Assistant Professor,Laboratory of Translational Oncology Intercollegiate Faculty of Biotechnology, Gdansk University and Medical University of Gdansk, POLAND

Tuesday 23 March 2021 |12:00 noon – ICGEB Trieste, ITALY

Transmission of the cellular polarity to the nucleus and its significance in prostate cancer

Host: V. Venturi

Cell polarity is an essential feature of animal cells and can be described as intrinsic asymmetry observed in cells, either in their shape, structure, or distribution of cellular components and maintained by appropriate signalling. The nucleus is the largest organelle, commonly depicted in the center of the cell, however very little is known about the polarity transmission from the cytoplasm to it. Although there had been some reports showing polarization of the nuclear envelope, I have recently found that in front-to-rear polarized cells the asymmetric organization of the cell was transmitted to the nucleus including nuclear envelope, nucleoplasmic proteins and DNA domains. As one of the determinants of nuclear polarity, I identified Emerin, an integral protein of the nuclear envelope. Additionally, I have also found other proteins to be distributed in a polarized manner including proteins of linker of nucleoskeleton and cytoskeleton (LINC) that establish connections of nucleus to actin and intermediate filaments in the cytoplasm, being a critical for force transmission between these two cellular compartments.

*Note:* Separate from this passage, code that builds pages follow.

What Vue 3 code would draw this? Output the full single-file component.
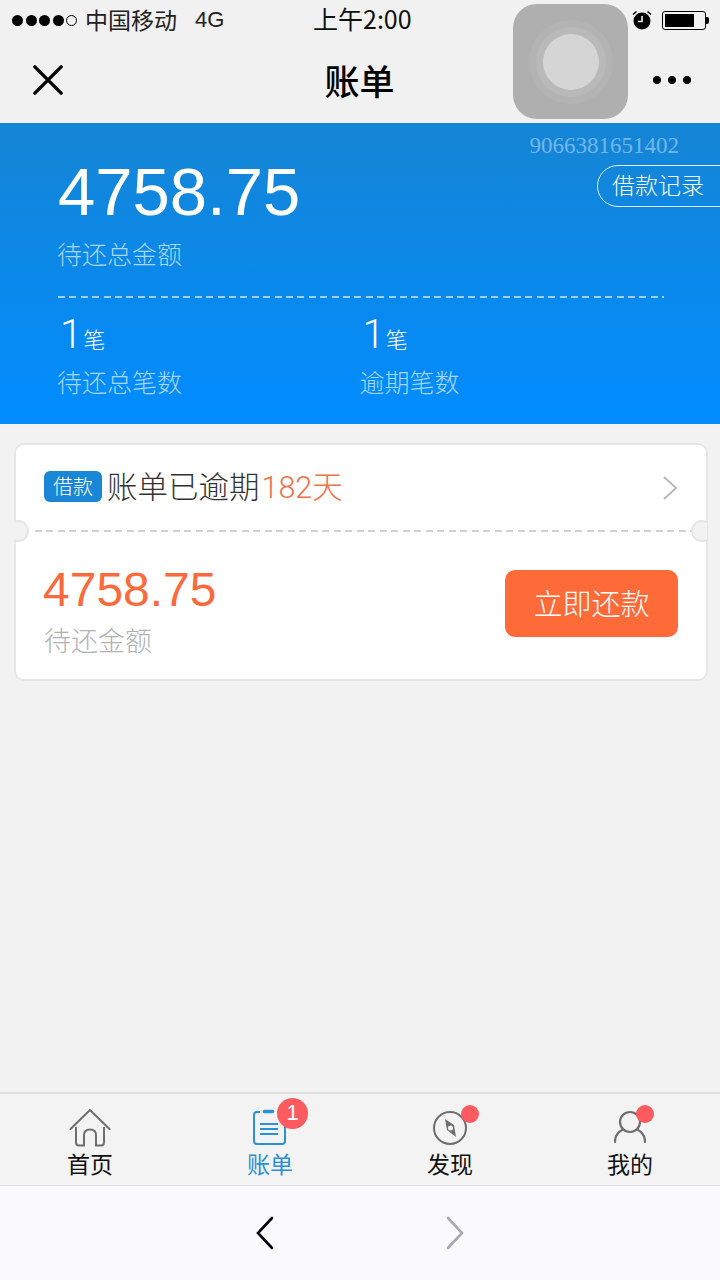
<script setup>
const tabs = [
  { key: 'home', label: '首页' },
  { key: 'bill', label: '账单', active: true, count: 1 },
  { key: 'find', label: '发现', dot: true },
  { key: 'me', label: '我的', dot: true }
]
</script>

<template>
  <div class="screen">
    <header class="top">
      <div class="status">
        <div class="status-left">
          <span class="signal"><i></i><i></i><i></i><i></i><i class="empty"></i></span>
          <span class="carrier">中国移动</span>
          <span class="net">4G</span>
        </div>
        <div class="clock">上午2:00</div>
        <div class="status-right">
          <svg class="alarm" width="22" height="22" viewBox="0 0 22 22">
            <circle cx="11" cy="12" r="8.500" fill="#000" />
            <path d="M11 7v5.500H7" fill="none" stroke="#f1f1f1" stroke-width="1.600" />
            <path d="M2 5.500 5.500 2.500M20 5.500 16.500 2.500" stroke="#000" stroke-width="1.600" />
          </svg>
          <span class="battery"><span class="level"></span></span>
          <span class="battery-cap"></span>
        </div>
      </div>
      <nav class="nav">
        <svg class="nav-close" width="32" height="32" viewBox="0 0 32 32">
          <path d="M2 2 30 30M30 2 2 30" stroke="#000" stroke-width="3.600" stroke-linecap="round" />
        </svg>
        <h1 class="nav-title">账单</h1>
        <div class="nav-more"><i></i><i></i><i></i></div>
      </nav>
    </header>

    <section class="hero">
      <div class="serial">9066381651402</div>
      <a class="record">借款记录</a>
      <div class="total">4758.75</div>
      <div class="hero-label total-label">待还总金额</div>
      <div class="hero-rule"></div>
      <div class="hero-stats">
        <div class="stat">
          <div class="stat-value">1<small>笔</small></div>
          <div class="hero-label">待还总笔数</div>
        </div>
        <div class="stat">
          <div class="stat-value">1<small>笔</small></div>
          <div class="hero-label">逾期笔数</div>
        </div>
      </div>
    </section>

    <main class="main">
      <article class="card">
        <div class="card-head">
          <span class="tag">借款</span>
          <span class="head-text">账单已逾期</span><span class="head-days">182天</span>
          <svg class="head-arrow" width="16" height="26" viewBox="0 0 16 26">
            <path d="M2 2 14 13 2 24" fill="none" stroke="#bbb" stroke-width="2" />
          </svg>
        </div>
        <div class="card-split"><span class="notch left"></span><span class="notch right"></span></div>
        <div class="card-body">
          <div>
            <div class="due">4758.75</div>
            <div class="due-label">待还金额</div>
          </div>
          <button class="pay">立即还款</button>
        </div>
      </article>
    </main>

    <footer class="tabbar">
      <div v-for="tab in tabs" :key="tab.key" class="tab" :class="[tab.key, { active: tab.active }]">
        <div class="tab-icon">
          <svg v-if="tab.key === 'home'" width="42" height="38" viewBox="0 0 42 38" fill="none" stroke="#6e6e6e" stroke-width="2">
            <path d="M1.500 20 21 1 40.500 20" stroke-linecap="round" />
            <path d="M7 18V33.500Q7 36.500 10 36.500H15V26Q15 20.500 21 20.500T27 26V36.500H32Q35 36.500 35 33.500V18" />
          </svg>
          <svg v-else-if="tab.key === 'bill'" width="36" height="38" viewBox="0 0 36 38" fill="none" stroke="#2a90d8" stroke-width="2">
            <path d="M8 3H5Q2 3 2 6V32Q2 35 5 35H30Q33 35 33 32V6Q33 3 30 3H25" />
            <path d="M12.500 2.500H20.500" stroke-width="3.500" stroke-linecap="round" />
            <path d="M8 15H26M8 20H26M8 25H26" />
          </svg>
          <svg v-else-if="tab.key === 'find'" width="36" height="36" viewBox="0 0 36 36" fill="none">
            <circle cx="18" cy="18" r="16" stroke="#6e6e6e" stroke-width="2" />
            <path d="M13 9 22 15 24 27 15 20Z" fill="#6e6e6e" />
            <circle cx="18.500" cy="18" r="2.500" fill="#f2f2f2" />
          </svg>
          <svg v-else width="34" height="36" viewBox="0 0 34 36" fill="none" stroke="#6e6e6e" stroke-width="2.200">
            <path d="M2 32C2 23 9 18 17 18S32 23 32 32" stroke-linecap="round" />
            <circle cx="17" cy="12" r="10" fill="#f3f3f3" />
          </svg>
          <span v-if="tab.count" class="count">{{ tab.count }}</span>
          <span v-if="tab.dot" class="dot"></span>
        </div>
        <div class="tab-label">{{ tab.label }}</div>
      </div>
    </footer>

    <div class="browser-bar">
      <svg width="20" height="34" viewBox="0 0 20 34">
        <path d="M17 2 3 17 17 32" fill="none" stroke="#000" stroke-width="2.600" stroke-linecap="round" />
      </svg>
      <svg width="20" height="34" viewBox="0 0 20 34">
        <path d="M3 2 17 17 3 32" fill="none" stroke="#aaa" stroke-width="2.600" stroke-linecap="round" />
      </svg>
    </div>

    <div class="assist">
      <span class="ring r1"><span class="ring r2"><span class="ring r3"></span></span></span>
    </div>
  </div>
</template>

<style scoped>
.screen {
  position: relative;
  display: flex;
  flex-direction: column;
  width: 720px;
  height: 1280px;
  overflow: hidden;
  background: #f2f2f2;
  font-family: "Noto Sans CJK SC", "Noto Sans", sans-serif;
  font-weight: 300;
  color: #000;
}
.top {
  background: #f1f1f1;
  height: 123px;
  flex: none;
}
.status {
  position: relative;
  display: flex;
  align-items: center;
  justify-content: space-between;
  height: 40px;
  padding: 0 11px 0 12px;
  font-size: 22px;
}
.status-left {
  display: flex;
  align-items: center;
}
.signal {
  display: flex;
  gap: 2.500px;
  margin-right: 8px;
}
.signal i {
  width: 11px;
  height: 11px;
  border-radius: 50%;
  background: #000;
}
.signal i.empty {
  background: none;
  border: 1px solid #000;
  box-sizing: border-box;
}
.carrier {
  margin-top: -3px;
  font-size: 23px;
  font-weight: 400;
  color: #222;
}
.net {
  margin-left: 18px;
  font-family: "Liberation Sans", sans-serif;
  font-size: 22px;
  font-weight: 400;
  color: #222;
}
.clock {
  position: absolute;
  left: 313px;
  top: -2px;
  line-height: 40px;
  font-size: 25px;
  font-weight: 400;
  color: #111;
}
.status-right {
  display: flex;
  align-items: center;
}
.alarm {
  margin-right: 9px;
}
.battery {
  display: block;
  box-sizing: border-box;
  width: 44px;
  height: 19px;
  padding: 2px;
  border: 1px solid #000;
  border-radius: 3px;
}
.level {
  display: block;
  width: 29px;
  height: 100%;
  background: #000;
}
.battery-cap {
  width: 3px;
  height: 7px;
  background: #000;
  border-radius: 0 2px 2px 0;
}
.nav {
  display: flex;
  align-items: center;
  justify-content: space-between;
  height: 83px;
  padding: 0 29px 0 33px;
}
.nav-close {
  width: 30px;
  height: 30px;
  margin-bottom: 3px;
}
.nav-title {
  margin: 0 0 4px 3px;
  font-size: 35px;
  font-weight: 500;
  color: #000;
}
.nav-more {
  display: flex;
  gap: 7px;
  margin-bottom: 3px;
}
.nav-more i {
  width: 8px;
  height: 8px;
  border-radius: 50%;
  background: #000;
}
.hero {
  position: relative;
  flex: none;
  box-sizing: border-box;
  height: 301px;
  padding: 30px 57px 0 58px;
  background: linear-gradient(180deg, #1585d4 0%, #008cff 100%);
  color: #fff;
}
.serial {
  position: absolute;
  top: 8px;
  right: 41px;
  font-family: "Liberation Serif", serif;
  font-size: 23px;
  line-height: 30px;
  font-weight: 400;
  color: rgba(255, 255, 255, 0.42);
}
.record {
  position: absolute;
  top: 42px;
  right: -2px;
  box-sizing: border-box;
  width: 125px;
  height: 42px;
  border: 1px solid #d8eefc;
  border-radius: 21px 0 0 21px;
  padding-left: 14px;
  font-size: 23px;
  line-height: 36px;
  font-weight: 300;
}
.total {
  font-family: "Liberation Sans", sans-serif;
  font-size: 67px;
  line-height: 78px;
  font-weight: 400;
}
.hero-label {
  margin-left: -1px;
  font-size: 25px;
  line-height: 36px;
  color: rgba(255, 255, 255, 0.66);
}
.total-label {
  margin-top: 4px;
}
.hero-rule {
  margin: 25px -1px 0 0;
  height: 2px;
  background: repeating-linear-gradient(90deg, rgba(255, 255, 255, 0.6) 0 7px, transparent 7px 11.400px);
}
.hero-stats {
  display: flex;
  margin-top: 14px;
}
.stat {
  width: 303px;
}
.stat-value {
  display: flex;
  align-items: baseline;
  padding-left: 2px;
  font-family: Roboto, "Liberation Sans", sans-serif;
  font-size: 40px;
  line-height: 46px;
  font-weight: 300;
}
.stat-value small {
  margin-left: 1px;
  font-family: "Noto Sans CJK SC", sans-serif;
  font-size: 22px;
  font-weight: 300;
}
.stat .hero-label {
  margin-top: 2px;
}
.main {
  flex: 1;
  padding: 19px 12px 0 14px;
  background: #f2f2f2;
}
.card {
  box-sizing: border-box;
  height: 238px;
  background: #fff;
  border: 2px solid #e6e6e6;
  border-radius: 10px;
}
.card-head {
  display: flex;
  align-items: center;
  height: 85px;
  padding: 0 28px 0 28px;
}
.tag {
  box-sizing: border-box;
  width: 58px;
  height: 31px;
  margin: 0 5px 3px 0;
  border-radius: 6px;
  background: #1a86d6;
  color: #fff;
  font-size: 20px;
  line-height: 29px;
  text-align: center;
}
.head-text {
  margin-bottom: 6px;
  font-size: 30.500px;
  color: #333;
}
.head-days {
  margin-bottom: 6px;
  margin-left: 2px;
  font-family: Roboto, "Noto Sans CJK SC", sans-serif;
  font-size: 30.500px;
  color: #f0714a;
}
.head-arrow {
  margin-left: auto;
}
.card-split {
  position: relative;
  margin: 0 14px 0 19px;
  height: 2px;
  background: repeating-linear-gradient(90deg, #d2d2d2 0 7px, transparent 7px 11.500px);
}
.notch {
  position: absolute;
  top: -10px;
  box-sizing: border-box;
  width: 22px;
  height: 22px;
  background: #f2f2f2;
  border: 2px solid #e6e6e6;
  border-radius: 50%;
}
.notch.left {
  left: -28px;
  clip-path: inset(-1px -1px -1px 7px);
}
.notch.right {
  right: -21px;
  clip-path: inset(-1px 6px -1px -1px);
}
.card-body {
  display: flex;
  align-items: flex-start;
  justify-content: space-between;
  padding: 30px 28px 0 27px;
}
.due {
  font-family: "Liberation Sans", sans-serif;
  font-size: 48px;
  line-height: 56px;
  font-weight: 400;
  color: #fb6a3c;
}
.due-label {
  margin-top: 3px;
  padding-left: 1px;
  font-size: 27px;
  line-height: 38px;
  color: #b2b2b2;
}
.pay {
  width: 173px;
  height: 67px;
  margin-top: 8px;
  padding: 0 0 4px;
  border: 0;
  border-radius: 10px;
  background: #ff6a39;
  color: #fff;
  font-family: inherit;
  font-size: 29px;
  font-weight: 300;
}
.tabbar {
  display: flex;
  flex: none;
  height: 91px;
  border-top: 2px solid #dedede;
  border-bottom: 1px solid #dedede;
  background: #f3f3f3;
}
.tab {
  flex: 1;
  display: flex;
  flex-direction: column;
  align-items: center;
  padding-top: 14px;
}
.tab-icon {
  position: relative;
  display: flex;
  align-items: center;
  justify-content: center;
  width: 44px;
  height: 40px;
}
.tab-label {
  margin-top: 1px;
  font-size: 23px;
  line-height: 28px;
  font-weight: 400;
  color: #111;
}
.tab.active .tab-label {
  color: #2a90d8;
}
.count {
  position: absolute;
  top: -10px;
  left: 29px;
  width: 31px;
  height: 31px;
  border-radius: 50%;
  background: #ff5a5f;
  color: #fff;
  font-family: "Liberation Sans", sans-serif;
  font-size: 22px;
  line-height: 30px;
  text-align: center;
}
.dot {
  position: absolute;
  top: -3px;
  width: 18px;
  height: 18px;
  border-radius: 50%;
  background: #ff5a5f;
}
.find .dot {
  left: 33px;
}
.me .dot {
  left: 28px;
}
.browser-bar {
  flex: none;
  display: flex;
  align-items: center;
  justify-content: center;
  gap: 170px;
  height: 94px;
  background: #fafafc;
}
.assist {
  position: absolute;
  left: 513px;
  top: 4px;
  display: flex;
  align-items: center;
  justify-content: center;
  width: 115px;
  height: 115px;
  border-radius: 24px;
  background: #afafaf;
}
.ring {
  display: flex;
  align-items: center;
  justify-content: center;
  border-radius: 50%;
}
.r1 {
  width: 84px;
  height: 84px;
  background: #b3b3b3;
}
.r2 {
  width: 70px;
  height: 70px;
  background: #b9b9b9;
}
.r3 {
  width: 56px;
  height: 56px;
  background: #d5d5d5;
}
</style>
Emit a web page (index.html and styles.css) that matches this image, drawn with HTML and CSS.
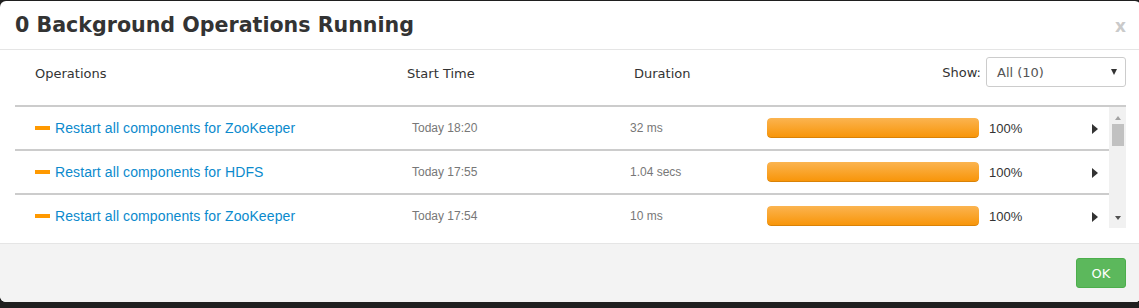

Prostate cancer (PCa) accounts for an estimated 142,000 deaths in industrialized countries each year. Metastases are the major cause of all cancer-related deaths (>90% of cases). In PCa, they occur in ca. 4% of the affected men, mainly in distant lymph nodes and bones, but also less frequently in liver, lungs, kidney or even central nervous system. The five-year survival of localized PCa is estimated as nearly 100%, whereas metastatic PCa – as only 29. Therefore, it is reasonable to think that early identification of drivers of metastatic cascade and in turn patients at the high risk of progression might be the key step to intervene months or even years before the overt metastases occur. Emerin was recently pointed as a mediator of nuclear shape stability in cancer its destabilization promoted metastasis. My preliminary results suggest that nuclear polarity can change in various cellular phenotypes in prostate normal and cancer cells. Additionally, I observed that although its expression remains stable within the metastatic cascade, Emerin often shows altered distribution within nuclear envelope. I would like to further investigate nuclear polarity as a novel phenomenon, the mechanism of its transmission and significance in prostate cancer progression.